Definition and Examples of a Surrender Charge

Surrender charges are fees imposed on annuities. If you sell, cash in, or cancel your annuity early, you will have to pay a surrender charge. For example, if you purchased an annuity with a surrender period of eight years, you wouldn't be able to withdraw from it before the period ends, without incurring a charge. The charges exist to discourage you from withdrawing funds, because most of the financial products you buy that have surrender periods use the funds you give them in investments.

How Does a Surrender Charge Work?

Surrender charges are assessed as fees when you cash out your annuity early. You will receive the amount that you cash out minus the surrender charge. The surrender period for these products varies, but for the most part, it is between six and eight years. After that point, you no longer have to pay a surrender charge. Some firms may waive these charges if the interest being offered on the contract falls below a certain level.


If you must cash in your annuity, check to find out when surrender charges expire. If you are close to that date, it might be better to delay by a few days or weeks to avoid paying the charges.

As a rule of thumb, surrender charges reduce the value of, and the return on, an annuity. However, the fees don't negate their full value. High-quality annuities that carry these charges may still be worth the money in some cases. If you have a long time horizon and are willing to live with less cash during the surrender period, they might be right for you. If you have a shorter time horizon and need the money soon, you may want to stay away from products that impose a surrender charge.

After your surrender period ends, the charge no longer applies, and the firm that sold you your product will no longer be able to charge or assign fees if you decide to close it out.

Fees for backing out of a financial contract early are most common with:

Immediate annuities are not subject to fees for short-term withdrawal, because they are designed to provide income right away.

Surrender Charge Amounts

The fees vary by the product, issuing firm, and how long you own the product. For the most part, the shorter the holding period, the higher the surrender fee. A surrender charge schedule depends on how much you take out. It starts as a percentage of the withdrawal amount in the first year you own the product and then falls by a specific percentage each year. After enough time has passed, it is entirely gone.


The cost of surrender charges may depend on the state where you purchase your annuity, as each state has its own laws on the matter.
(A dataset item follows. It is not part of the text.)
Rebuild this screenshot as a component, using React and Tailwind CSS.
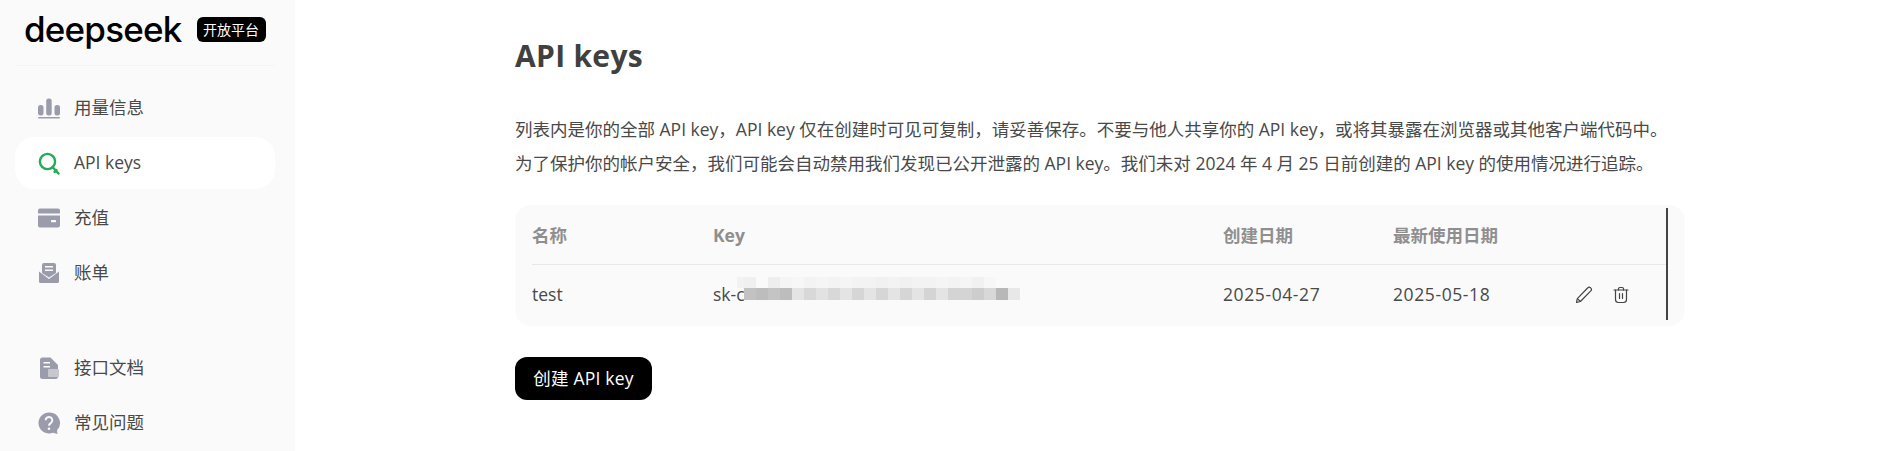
import React from "react";

const font = "font-['Open_Sans','Noto_Sans_CJK_SC',sans-serif]";

const topCells = [
  "bg-[#f0f0f0]", "bg-[#fafafa]", "bg-[#eeeeee]", "bg-[#f5f5f5]", "bg-[#f7f7f7]", "bg-[#f3f3f3]", "bg-[#f5f5f5]", "bg-[#f3f3f3]",
  "bg-[#f5f5f5]", "bg-[#f3f3f3]", "bg-[#f3f3f3]", "bg-[#f1f1f1]", "bg-[#f3f3f3]", "bg-[#f1f1f1]", "bg-[#f3f3f3]", "bg-[#f3f3f3]",
  "bg-[#f5f5f5]", "bg-[#f3f3f3]", "bg-[#f5f5f5]", "bg-[#f1f1f1]", "bg-[#f7f7f7]",
];
const bottomCells = [
  "bg-[#c2c2c2]", "bg-[#bdbdbd]", "bg-[#c4c4c4]", "bg-[#bdbdbd]", "bg-[#e4e4e4]", "bg-[#d8d8d8]", "bg-[#e2e2e2]", "bg-[#d8d8d8]",
  "bg-[#e4e4e4]", "bg-[#d6d6d6]", "bg-[#e4e4e4]", "bg-[#d6d6d6]", "bg-[#e4e4e4]", "bg-[#d6d6d6]", "bg-[#e4e4e4]", "bg-[#d4d4d4]",
  "bg-[#e4e4e4]", "bg-[#d4d4d4]", "bg-[#d4d4d4]", "bg-[#cdcdcd]", "bg-[#d8d8d8]", "bg-[#b8b8b8]", "bg-[#e8e8e8]",
];

function BarsIcon() {
  return (
    <svg width="24" height="24" viewBox="0 0 24 24" fill="#9a9cac">
      <rect x="1" y="9" width="5.5" height="10.5" rx="2.5" />
      <rect x="9.2" y="2.5" width="5.5" height="17" rx="2.5" />
      <rect x="17.5" y="9" width="5.5" height="10.5" rx="2.5" />
      <rect x="1" y="21" width="22" height="1.6" rx="0.8" />
    </svg>
  );
}

function KeyIcon() {
  return (
    <svg width="24" height="24" viewBox="0 0 24 24" fill="none" stroke="#22ac55" strokeWidth="2.4">
      <circle cx="10.5" cy="10.5" r="7.6" />
      <path d="M15.5 16 L21.5 22.5 M17.6 20.8 L19.4 19" strokeLinecap="round" />
    </svg>
  );
}

function CardIcon() {
  return (
    <svg width="24" height="24" viewBox="0 0 24 24">
      <rect x="1" y="2.5" width="22" height="19" rx="2" fill="#9a9cac" />
      <rect x="1" y="7.5" width="22" height="2" fill="#fafafa" />
      <rect x="14" y="14" width="5" height="2.2" rx="0.5" fill="#fafafa" />
    </svg>
  );
}

function MailIcon() {
  return (
    <svg width="24" height="24" viewBox="0 0 24 24">
      <path d="M5 4 a2 2 0 0 1 2-2 h10 a2 2 0 0 1 2 2 v8 l-7 4.5 L5 12 z" fill="#9a9cac" />
      <rect x="8" y="5" width="8" height="1.5" fill="#fafafa" />
      <rect x="8" y="8.5" width="8" height="1.5" fill="#fafafa" />
      <path d="M2 10.5 L12 18 L22 10.5 V20.5 a1.5 1.5 0 0 1-1.5 1.5 h-17 A1.5 1.5 0 0 1 2 20.5 z" fill="#9a9cac" />
    </svg>
  );
}

function DocIcon() {
  return (
    <svg width="24" height="24" viewBox="0 0 24 24">
      <path d="M3 4 a2.5 2.5 0 0 1 2.5-2.5 h8 L21 9 v11.5 a2.5 2.5 0 0 1-2.5 2.5 h-13 A2.5 2.5 0 0 1 3 20.5 z" fill="#9a9cac" />
      <rect x="6.5" y="6" width="6.5" height="1.5" fill="#fafafa" />
      <rect x="6.5" y="10" width="6.5" height="1.5" fill="#fafafa" />
      <rect x="11" y="13" width="11" height="8" rx="1" fill="#c6c7cf" />
    </svg>
  );
}

function HelpIcon() {
  return (
    <svg width="24" height="24" viewBox="0 0 24 24">
      <path d="M12 1.5 a10.5 10.5 0 1 0 4 20.2 L20.5 23 L20 19.3 A10.5 10.5 0 0 0 12 1.5 z" fill="#9a9cac" />
      <path d="M8.7 9.3 a3.3 3.3 0 1 1 5 2.8 c-1.2 .8-1.7 1.3-1.7 2.7" fill="none" stroke="#fafafa" strokeWidth="2" />
      <circle cx="12" cy="17.8" r="1.3" fill="#fafafa" />
    </svg>
  );
}

function PencilIcon() {
  return (
    <svg width="18" height="18" viewBox="0 0 18 18" fill="none" stroke="#444" strokeWidth="1.2" strokeLinejoin="round">
      <path d="M1.5 16.5 L2.3 12.6 L12.6 2 A1.9 1.9 0 0 1 15.8 4.9 L5.4 15.5 z" />
      <path d="M2.3 12.6 L5.4 15.5" />
    </svg>
  );
}

function TrashIcon() {
  return (
    <svg width="18" height="18" viewBox="0 0 18 18" fill="none" stroke="#444" strokeWidth="1.2" strokeLinecap="round">
      <path d="M2 4 H16" />
      <path d="M6.5 4 V2.8 A1.3 1.3 0 0 1 7.8 1.5 H10.2 A1.3 1.3 0 0 1 11.5 2.8 V4" />
      <path d="M3.5 4 V13.5 A3 3 0 0 0 6.5 16.5 H11.5 A3 3 0 0 0 14.5 13.5 V4" />
      <path d="M7.5 7.5 V12.5 M10.5 7.5 V12.5" />
    </svg>
  );
}

function NavItem({ icon, label, active, className = "" }) {
  return (
    <div
      className={`flex h-[52px] items-center gap-[13px] rounded-[20px] pl-[22px] text-[17.5px] text-[#494949] ${
        active ? "bg-white" : ""
      } ${className}`}
    >
      <span className="flex h-6 w-[24px] shrink-0 items-center justify-center">{icon}</span>
      <span className="-mt-[2px]">{label}</span>
    </div>
  );
}

export default function App() {
  return (
    <div className={`flex h-[451px] w-[1897px] overflow-hidden bg-white ${font}`}>
      <aside className="h-full w-[295px] shrink-0 bg-[#fafafa] pr-[20px] pl-[15px]">
        <div className="flex h-[66px] items-center gap-[15px] border-b border-[#f4f4f4] pb-[6px] pl-[9px]">
          <span className="font-['Inter',sans-serif] text-[35px] leading-none font-medium tracking-[-0.8px] text-black">
            deepseek
          </span>
          <span className="flex h-[25px] w-[69px] items-center justify-center rounded-[6px] bg-black text-[14px] leading-none text-white">
            开放平台
          </span>
        </div>
        <nav className="mt-[16px] flex flex-col gap-[3px]">
          <NavItem icon={<BarsIcon />} label="用量信息" />
          <NavItem icon={<KeyIcon />} label="API keys" active />
          <NavItem icon={<CardIcon />} label="充值" />
          <NavItem icon={<MailIcon />} label="账单" />
          <NavItem icon={<DocIcon />} label="接口文档" className="mt-[40px]" />
          <NavItem icon={<HelpIcon />} label="常见问题" />
        </nav>
      </aside>

      <main className="pt-[32px] pl-[220px]">
        <h1 className="text-[30px] leading-[48px] font-bold tracking-[0.3px] text-[#404040]">API keys</h1>
        <p className="mt-[32px] w-[1250px] text-[17.5px] leading-[34px] text-[#494949]">
          列表内是你的全部 API key，API key 仅在创建时可见可复制，请妥善保存。不要与他人共享你的 API key，或将其暴露在浏览器或其他客户端代码中。
          <br />
          为了保护你的帐户安全，我们可能会自动禁用我们发现已公开泄露的 API key。我们未对 2024 年 4 月 25 日前创建的 API key 的使用情况进行追踪。
        </p>

        <div className="relative mt-[25px] h-[121px] w-[1170px] rounded-[16px] bg-[#fafafa] pl-[17px] text-[17.5px]">
          <div className="grid h-[60px] w-[1134px] grid-cols-[181px_510px_170px_1fr] items-center border-b border-[#e8e8e8] pt-[2px] font-bold text-[#8f8f8f]">
            <span>名称</span>
            <span>Key</span>
            <span>创建日期</span>
            <span>最新使用日期</span>
          </div>
          <div className="grid h-[59px] w-[1134px] grid-cols-[181px_510px_170px_182px_1fr] items-center text-[#494949]">
            <span>test</span>
            <span>sk-c</span>
            <span className="tracking-[0.6px]">2025-04-27</span>
            <span className="tracking-[0.6px]">2025-05-18</span>
            <span className="flex items-center gap-[19px]">
              <PencilIcon />
              <TrashIcon />
            </span>
          </div>
          {/* masked key */}
          <div className="absolute top-[72px] left-[222px] flex w-[290px] flex-col">
            <div className="flex h-[11px]">
              <div className="h-full w-[7px] bg-[#f2f2f2]" />
              {topCells.map((c, i) => (
                <div key={i} className={`h-full w-[12px] ${c}`} />
              ))}
            </div>
            <div className="flex h-[12px] pl-[7px]">
              {bottomCells.map((c, i) => (
                <div key={i} className={`h-full w-[12px] ${c}`} />
              ))}
            </div>
          </div>
          <div className="absolute top-[3px] right-[17px] h-[112px] w-[2px] bg-[#444]" />
        </div>

        <button className="mt-[31px] flex h-[43px] w-[137px] items-center justify-center rounded-[12px] bg-black text-[17.5px] tracking-[0.2px] text-white">
          创建 API key
        </button>
      </main>
    </div>
  );
}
For instance, Idaho law does not allow surrender periods for contracts to last longer than ten years, and fee amounts cannot be greater than 10% in the first year.

For instance, you might be charged a 7% surrender fee if you withdraw funds from an annuity in year one, a 1% fee on amounts you withdraw in year seven, and no fee at all during or after year eight. Under this scheme, if you want to withdraw $10,000, you would pay $700 in year one versus only $100 in year seven. This means if you can afford to wait, you can save $600.

Why Do Firms Charge for Early Surrender?

Firms that sell financial products pass along these costs to the people who buy their products for a few reasons:

  • Offset operating costs: Firms need to recoup their administrative, operational, and sales costs by charging standard fees, but they lose these fees if you give up the product too quickly.
  • Deter short-term use: Annuities are designed for long-term financial goals, such as retirement, rather than for short-term purposes, such as cash for a sudden surprise expense.
  • Maximize returns: Firms want to be able to invest your money over the long term to gain higher returns.

What It Means for You

If you're unsure about how or whether to invest in an annuity with surrender charges, work with a fee-only financial planner. They aren't paid for selling products or given commissions, so you can be reasonably sure that the products they offer are in your best interests.


When choosing an annuity product with a surrender charge, ensure the perks outweigh the lack of liquidity. You might look to features such as the potential for income or long-term capital appreciation.

You Can Avoid a Surrender Charge

There are three main ways to forgo these fees.

  • Hold past the surrender period
  • Withdraw smaller amounts
  • Take advantage of fee waivers

Surrender charges are only imposed if you give up the product before the surrender period, which means you can avoid the fee by holding it past that period. You can find the precise date of the surrender period on your contract. Look for the fee schedule listed in the contract when you first buy it.


The waiver period can vary from as short as 30 days for mutual funds to 10 or more years for annuity and insurance products.

Most annuity contracts have a free withdrawal provision that lets you take out a certain percent of the contract value, such as 10%, each year without incurring a surrender charge.

You might be able to get the surrender charge waived in some instances, such as when:

These may appear on your contract as "crisis waivers," or they may be in a section about IRS rules. Read the terms of your contract for the waiver details and learn the steps you need to take to get the fees waived.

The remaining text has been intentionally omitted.